Find the region in the w-plane to which the line y = 1 is transformed by $\frac{1}{z}$ I tried to do the following:
$$w=\frac{1}{z}=\frac{x-iy}{x^2+y^2}$$
$\implies u = \frac{x}{x^2+y^2} and\space v = \frac{-y}{x^2+y^2}$
$\color{green}{need\space to\space transform\space the\space line\space y = 1\space into\space the\space w-plane}$
-I am not too sure about how to go about it, do i just assume that if we are dealing with $y$ then $x$ must be zero and so:
$\implies u = \frac{0}{0+1}=0 \space and\space v = -1$
-Thanks.
EDIT:
my notes says that lines should transform to circles, and circles should transform to lines, given what i have done, i have no idea how that can be possible.
 A: We are not just dealing with $y$, and you don't only consider $x=0$.  That would only tell you where one point goes, namely $i$.   The equation $y=1$ describes an entire line, the horizontal line where the imaginary part is $1$.  It includes the point $52+i$, for example.  The problem is to determine the image under the inversion map of the set of all points of the form $x+i$.  
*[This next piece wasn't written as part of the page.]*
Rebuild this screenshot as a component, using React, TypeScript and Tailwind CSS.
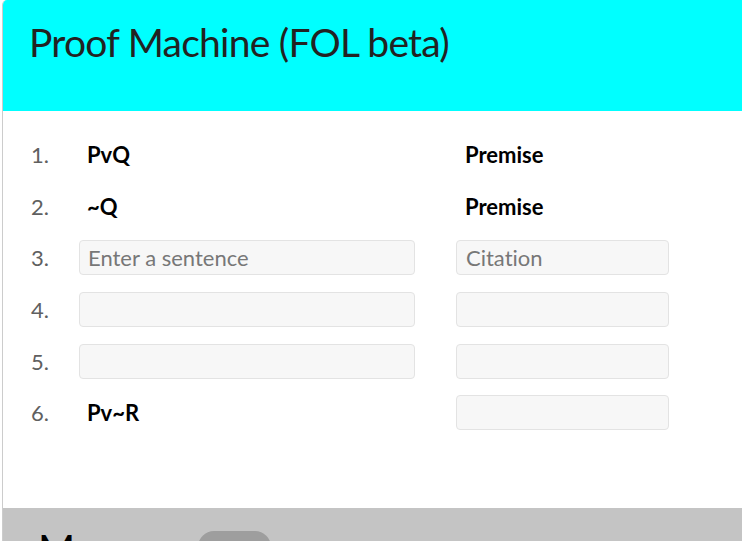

The line $y=1$ is symmetric about the $y$-axis and $z\mapsto \frac1z$ preserves this symmetry, so $\frac1i=-i$ will lie on a vertical axis of symmetry for the image and will also have the greatest modulus of the points in the image (because $|1/z|=1/|z|$).  As $x\to\infty$ along the line $y=1$, $\frac1z\to0$, so the image will approach the point $0$.  The image will be in the lower half plane ($v<0$).  Even if you don't have yet a proof for why the image should be a circle, if you have heard of this fact, then the above gives you enough to guess what the image is, namely a circle with a diameter from $-i$ to $0$, but without $0$ included. 
That circle would have equation $u^2+(v+\frac12)^2 =\frac14$, so let's check.  You have from your formulas for $u$ and $v$ that $u=\frac{x}{x^2+1}$ and $v=\frac{-1}{x^2+1}$.  Therefore 
$$\begin{align*}u^2+\left(v+\frac12\right)^2&=\frac{x^2}{(x^2+1)^2}+\frac{(\frac12(x^2-1))^2}{(x^2+1)^2}\\
&=\frac{4x^2}{4(x^2+1)^2}+\frac{(x^2-1)^2}{4(x^2+1)^2}\\
&=\frac{4x^2+x^4-2x^2+1}{4(x^2+1)^2}\\
&=\frac{(x^2+1)^2}{4(x^2+1)^2}\\
&=\frac14.
\end{align*}$$
The term "region" is usually reserved for open subsets of $\mathbb C$, not for curves like circles and lines.  The line is mapped to the circle, but the half-plane regions on either side of the line get mapped to the regions inside and outside the circle.
A: The line $y=1$ is mapped into $$\frac {x-i}{x^2+1} $$  by substituting $y=1$ in your original expression.